Today at lunch, when we'd reached a town that had a little bar, we broke down and had beer at 11:30am just because it would lessen the aches and pains. But what has happened to us? Are we so much softer than when we took that Italian bike tour six years ago? Have we aged that fast? Apparently so.

At the end of the first day, Stoney asked me why we do these kinds of things to ourselves on vacation. We were so tired and in so much pain, and had eaten so much rich food we could hardly speak.

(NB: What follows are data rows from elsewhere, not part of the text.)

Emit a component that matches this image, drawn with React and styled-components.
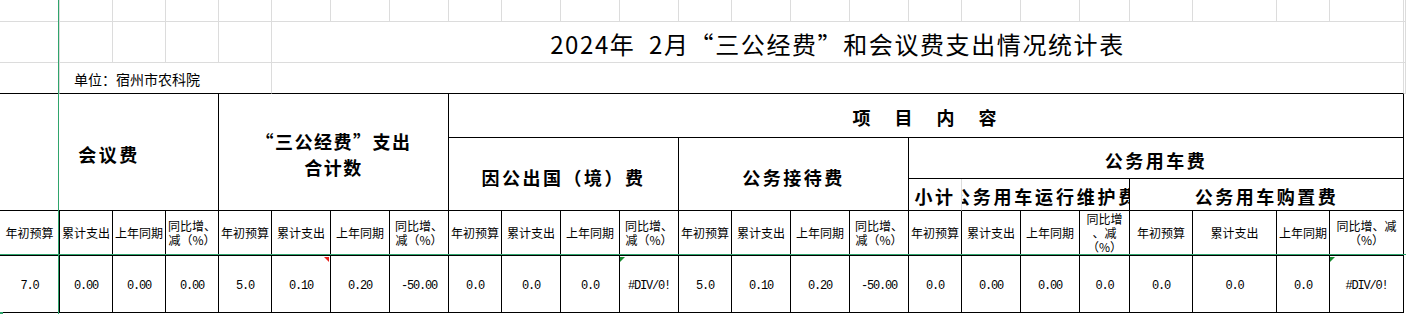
import React from 'react'
import styled, { createGlobalStyle, css } from 'styled-components'

const GlobalStyle = createGlobalStyle`
  html, body {
    margin: 0;
    padding: 0;
    background: #fff;
    overflow: hidden;
  }
  body {
    font-family: "Noto Sans CJK SC", "Noto Sans", sans-serif;
    color: #000;
  }
`

const COLS = [60, 53, 53, 53, 53, 59, 59, 59, 53, 59, 59, 59, 53, 59, 59, 59, 53, 59, 59, 50, 63, 84, 53, 74, 2]
const ROWS = [22, 41, 31, 44, 41, 32, 45, 57, 1]

const GRID = '#dcdcdc'
const FREEZE = '#2fa46c'

const SheetWrap = styled.div`
  position: relative;
  width: 1406px;
  height: 314px;
  overflow: hidden;
`

const Sheet = styled.div`
  display: grid;
  grid-template-columns: ${COLS.map(w => w + 'px').join(' ')};
  grid-template-rows: ${ROWS.map(h => h + 'px').join(' ')};
`

const place = css`
  grid-column: ${p => p.$c} / span ${p => p.$cs || 1};
  grid-row: ${p => p.$r} / span ${p => p.$rs || 1};
  box-sizing: border-box;
  min-width: 0;
`

const GridCell = styled.div`
  ${place}
  border-right: 1px solid ${p => (p.$noRight ? 'transparent' : GRID)};
  border-bottom: 1px solid ${p => (p.$edge ? '#000' : GRID)};
`

const TitleCell = styled(GridCell)`
  display: flex;
  align-items: center;
  justify-content: center;
  font-size: 24px;
  letter-spacing: 1.6px;
  white-space: nowrap;
  padding-top: 2px;
`

const UnitCell = styled(GridCell)`
  display: flex;
  align-items: center;
  padding-left: 14px;
  padding-top: 2px;
  font-size: 14px;
  white-space: nowrap;
`

const Box = styled.div`
  ${place}
  border-right: 1px solid ${p => (p.$softRight ? GRID : '#000')};
  border-bottom: 1px solid #000;
  display: flex;
  align-items: center;
  justify-content: center;
  overflow: hidden;
  text-align: center;
`

const HeadCell = styled(Box)`
  font-size: 18px;
  font-weight: 700;
  letter-spacing: ${p => p.$spacing || '2.5px'};
  line-height: 26px;
  white-space: nowrap;
  padding-top: ${p => p.$pt || 0};
`

const SubHead = styled(Box)`
  font-size: 12px;
  line-height: 14px;
  flex-direction: column;
  white-space: nowrap;
  padding: 0 1px;
`

const DataCell = styled(Box)`
  position: relative;
  overflow: visible;
  font-family: "Liberation Mono", "DejaVu Sans Mono", monospace;
  font-size: 12px;
  letter-spacing: -1.2px;
  padding-top: 3px;

  ${p => p.$mark === 'note' && css`
    &::after {
      content: '';
      position: absolute;
      top: 1px;
      right: 1px;
      border-top: 5px solid #e8201a;
      border-left: 5px solid transparent;
    }
  `}

  ${p => p.$mark === 'error' && css`
    &::after {
      content: '';
      position: absolute;
      top: 1px;
      left: 0;
      border-top: 5px solid #178a2e;
      border-right: 5px solid transparent;
    }
  `}
`

const Blank = styled.div`
  ${place}
`

const FreezeV = styled.div`
  position: absolute;
  top: 0;
  bottom: 0;
  left: 58px;
  width: 1px;
  background: ${FREEZE};
`

const FreezeH = styled.div`
  position: absolute;
  left: 0;
  right: 0;
  top: 254px;
  height: 1px;
  background: ${FREEZE};
`

const Corner = styled.div`
  position: absolute;
  left: 0;
  bottom: 0;
  width: 3px;
  height: 2px;
  background: ${FREEZE};
`

const pct = ['同比增、', '减（%）']

const subHeads = [
  ['年初预算'], ['累计支出'], ['上年同期'], pct,
  ['年初预算'], ['累计支出'], ['上年同期'], pct,
  ['年初预算'], ['累计支出'], ['上年同期'], pct,
  ['年初预算'], ['累计支出'], ['上年同期'], pct,
  ['年初预算'], ['累计支出'], ['上年同期'], ['同比增', '、减', '（%）'],
  ['年初预算'], ['累计支出'], ['上年同期'], ['同比增、减', '（%）'],
]

const values = [
  '7.0', '0.00', '0.00', '0.00',
  '5.0', '0.10', '0.20', '-50.00',
  '0.0', '0.0', '0.0', '#DIV/0!',
  '5.0', '0.10', '0.20', '-50.00',
  '0.0', '0.00', '0.00', '0.0',
  '0.0', '0.0', '0.0', '#DIV/0!',
]

const marks = { 5: 'note', 11: 'error', 23: 'error' }

export default function App() {
  return (
    <SheetWrap>
      <GlobalStyle />
      <Sheet>
        {COLS.map((_, i) => (
          <GridCell key={'r1-' + i} $c={i + 1} $r={1} />
        ))}

        {[1, 2, 3, 4, 5].map(c => (
          <GridCell key={'r2-' + c} $c={c} $r={2} />
        ))}
        <TitleCell $c={6} $cs={19} $r={2}>
          2024年{'\u2002'}2月“三公经费”和会议费支出情况统计表
        </TitleCell>
        <GridCell $c={25} $r={2} />

        <GridCell $c={1} $r={3} $edge />
        <UnitCell $c={2} $cs={4} $r={3} $edge>单位：宿州市农科院</UnitCell>
        <GridCell $c={6} $cs={19} $r={3} $edge />
        <GridCell $c={25} $r={3} />

        <HeadCell $c={1} $cs={4} $r={4} $rs={3} $pt="4px">会议费</HeadCell>
        <HeadCell $c={5} $cs={4} $r={4} $rs={3} $spacing="1.5px" $pt="4px">
          <div>
            “三公经费”支出
            <br />
            合计数
          </div>
        </HeadCell>
        <HeadCell $c={9} $cs={16} $r={4} $spacing="3px" $pt="2px">项　目　内　容</HeadCell>
        <HeadCell $c={9} $cs={4} $r={5} $rs={2} $pt="6px">因公出国（境）费</HeadCell>
        <HeadCell $c={13} $cs={4} $r={5} $rs={2} $pt="6px">公务接待费</HeadCell>
        <HeadCell $c={17} $cs={8} $r={5} $pt="4px">公务用车费</HeadCell>
        <HeadCell $c={17} $r={6} $softRight $spacing="2.5px" $pt="2px">小计</HeadCell>
        <HeadCell $c={18} $cs={3} $r={6} $spacing="2.8px" $pt="2px">公务用车运行维护费</HeadCell>
        <HeadCell $c={21} $cs={4} $r={6} $pt="2px">公务用车购置费</HeadCell>

        {subHeads.map((lines, i) => (
          <SubHead key={'sh-' + i} $c={i + 1} $r={7}>
            {lines.map(l => (
              <span key={l}>{l}</span>
            ))}
          </SubHead>
        ))}

        {values.map((v, i) => (
          <DataCell key={'v-' + i} $c={i + 1} $r={8} $mark={marks[i]}>
            {v}
          </DataCell>
        ))}

        <Blank $c={25} $r={4} $rs={6} />
      </Sheet>
      <FreezeV />
      <FreezeH />
      <Corner />
    </SheetWrap>
  )
}
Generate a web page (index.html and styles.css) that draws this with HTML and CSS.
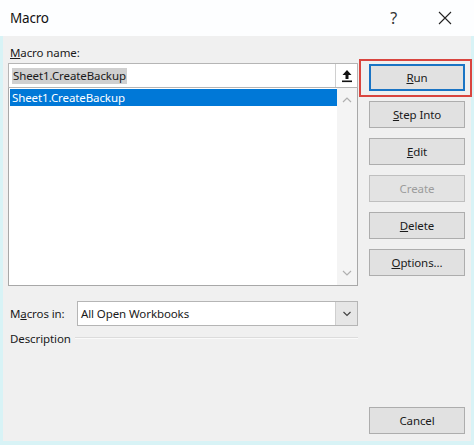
FILE: index.html
```html
<!DOCTYPE html>
<html>
<head>
<meta charset="utf-8">
<link rel="stylesheet" href="styles.css">
</head>
<body>
<div class="window">
  <div class="titlebar">
    <span class="title">Macro</span>
    <span class="help">?</span>
    <span class="close">
      <svg width="14" height="14" viewBox="0 0 14 14"><path d="M1 1L13 13M13 1L1 13" stroke="#222" stroke-width="1.1" fill="none"/></svg>
    </span>
  </div>
  <div class="main">
    <div class="left">
      <div class="label"><u>M</u>acro name:</div>
      <div class="namebox">
        <span class="seltext">Sheet1.CreateBackup</span>
        <span class="upbtn">
          <svg width="12" height="14" viewBox="0 0 12 14"><path d="M6 1L1.5 6H4.5V10H7.5V6H10.5Z" fill="#111"/><rect x="1" y="11.5" width="10" height="1.6" fill="#111"/></svg>
        </span>
      </div>
      <div class="listbox">
        <div class="items">
          <div class="item selected">Sheet1.CreateBackup</div>
        </div>
        <div class="scroll">
          <svg width="10" height="6" viewBox="0 0 10 6"><path d="M1 5L5 1L9 5" stroke="#b0b0b0" stroke-width="1.2" fill="none"/></svg>
          <svg width="10" height="6" viewBox="0 0 10 6"><path d="M1 1L5 5L9 1" stroke="#b0b0b0" stroke-width="1.2" fill="none"/></svg>
        </div>
      </div>
      <div class="inrow">
        <span class="inlabel">M<u>a</u>cros in:</span>
        <div class="combo">
          <span class="combotext">All Open Workbooks</span>
          <span class="combobtn">
            <svg width="10" height="6" viewBox="0 0 10 6"><path d="M1.5 1L5 4.5L8.5 1" stroke="#444" stroke-width="1.2" fill="none"/></svg>
          </span>
        </div>
      </div>
      <div class="descrow">
        <span class="desclabel">Description</span>
        <span class="groove"></span>
      </div>
    </div>
    <div class="right">
      <div class="runwrap">
        <button class="btn default"><u>R</u>un</button>
        <div class="highlight"></div>
      </div>
      <button class="btn"><u>S</u>tep Into</button>
      <button class="btn"><u>E</u>dit</button>
      <button class="btn disabled">Create</button>
      <button class="btn"><u>D</u>elete</button>
      <button class="btn"><u>O</u>ptions...</button>
      <button class="btn cancel">Cancel</button>
    </div>
  </div>
</div>
</body>
</html>
```
FILE: styles.css
```css
html, body {
  margin: 0;
  padding: 0;
  background: #d8f3f6;
}
.window {
  width: 474px;
  height: 445px;
  box-sizing: border-box;
  border-left: 3px solid #d8f3f6;
  border-right: 3px solid #d8f3f6;
  border-bottom: 4px solid #d8f3f6;
  background: #f0f0f0;
  display: flex;
  flex-direction: column;
  font-family: "Noto Sans", "Open Sans", sans-serif;
  font-size: 11.5px;
  letter-spacing: -0.1px;
  color: #1a1a1a;
}
.titlebar {
  height: 36px;
  background: #fdfeff;
  display: flex;
  align-items: center;
  flex-shrink: 0;
  margin-left: -3px;
  margin-right: -3px;
}
.title {
  font-size: 13.5px;
  letter-spacing: -0.2px;
  margin-left: 10px;
  flex: 1;
  color: #111;
}
.help {
  font-size: 16px;
  color: #333;
  margin-right: 41px;
}
.close {
  display: flex;
  margin-right: 22px;
}
.main {
  flex: 1;
  display: flex;
  padding: 7px 6px 7px 5px;
}
.left {
  width: 350px;
  display: flex;
  flex-direction: column;
}
.label {
  height: 20px;
  line-height: 20px;
  padding-left: 2px;
}
.namebox {
  height: 25px;
  box-sizing: border-box;
  border: 1px solid #b5b5b5;
  background: #fff;
  display: flex;
  align-items: center;
  padding-left: 3px;
  position: relative;
  z-index: 1;
}
.seltext {
  background: #d0d0d0;
  line-height: 16px;
  padding: 0 1px;
  flex: none;
  margin-right: auto;
}
.upbtn {
  width: 21px;
  height: 23px;
  border-left: 1px solid #d0d0d0;
  display: flex;
  align-items: center;
  justify-content: center;
}
.listbox {
  height: 199px;
  margin-top: -1px;
  box-sizing: border-box;
  border: 1px solid #a8a8a8;
  background: #fff;
  display: flex;
}
.items {
  flex: 1;
  padding: 1px 0 0 1px;
}
.item {
  height: 17px;
  line-height: 17px;
  padding-left: 2px;
}
.item.selected {
  background: #0078d7;
  color: #fff;
}
.scroll {
  width: 20px;
  background: #f4f4f4;
  display: flex;
  flex-direction: column;
  justify-content: space-between;
  align-items: center;
  padding: 9px 0 9px;
}
.inrow {
  margin-top: 15px;
  height: 25px;
  display: flex;
  align-items: center;
}
.inlabel {
  width: 67px;
  padding-left: 2px;
}
.combo {
  flex: 1;
  height: 25px;
  box-sizing: border-box;
  border: 1px solid #b5b5b5;
  background: #fff;
  display: flex;
  align-items: center;
}
.combotext {
  flex: 1;
  padding-left: 3px;
}
.combobtn {
  width: 21px;
  height: 23px;
  background: #e6e6e6;
  border-left: 1px solid #cfcfcf;
  display: flex;
  align-items: center;
  justify-content: center;
}
.descrow {
  margin-top: 3px;
  height: 18px;
  display: flex;
  align-items: center;
}
.desclabel {
  padding-left: 2px;
  padding-right: 4px;
}
.groove {
  flex: 1;
  height: 1px;
  background: #dcdcdc;
  border-bottom: 1px solid #fafafa;
}
.right {
  width: 96px;
  margin-left: 11px;
  display: flex;
  flex-direction: column;
  gap: 10px;
  padding-top: 21px;
}
.runwrap {
  position: relative;
}
.btn {
  display: block;
  width: 96px;
  height: 27px;
  box-sizing: border-box;
  border: 1px solid #adadad;
  background: #e1e1e1;
  font-family: "Noto Sans", "Open Sans", sans-serif;
  font-size: 11.5px;
  letter-spacing: -0.1px;
  color: #1a1a1a;
  padding: 0;
  margin: 0;
}
.btn.default {
  border: 2px solid #1a74c4;
}
.btn.disabled {
  color: #9c9c9c;
  border-color: #bfbfbf;
  background: #e3e3e3;
}
.btn.cancel {
  margin-top: auto;
}
.highlight {
  position: absolute;
  left: -10px;
  top: -5px;
  right: -7px;
  bottom: -6px;
  border: 2px solid #d9453f;
}
```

Margaret and Stoney in Ancient Cave, which serves as a bike storage garage at Le Choiseul

But the fact was we had bonded so much over these travails, moment after crazy moment, we had laughed so much at our own foolishness and had marveled at the landscape, the storybook fortresses and chateaus. Have we bitten off more than we can chew? Oh, yes. But the sky, when it's blue, has Peter Max Yellow Submarine clouds floating in it. This part of France is just waking up to spring in that exuberant tender hopeful way that only places that have had long bitter winters can. You can still see winter's mistletoe on the leafless oaks, but on every tree and bush there are soft buds, and the earliest blooming trees are in full pink regalia, and the vineyards are sprinkled with marguerites and mustard flowers. We cheer each other through the tough parts, coach each other up the cruelly steep hills, celebrate the glorious descents, moon over the pretty bike paths through the vineyards and rolling farmland. Each sip of wine has new flavors, each new extravagant hotel is shockingly scenic, and too much for us. And we forge ahead. Proving we can do it, even when it's hard, especially when it's hard.

So my answer to my husband's his question, why?

"Because it's fun."

His reply to that? "I suppose that's right."

Tomorrow is that brutal "moderate" day, though, punctuated with magical castles and rivers and forests and charm, and one terrible hill, right toward the end. It may just kill us, so please, wish us luck.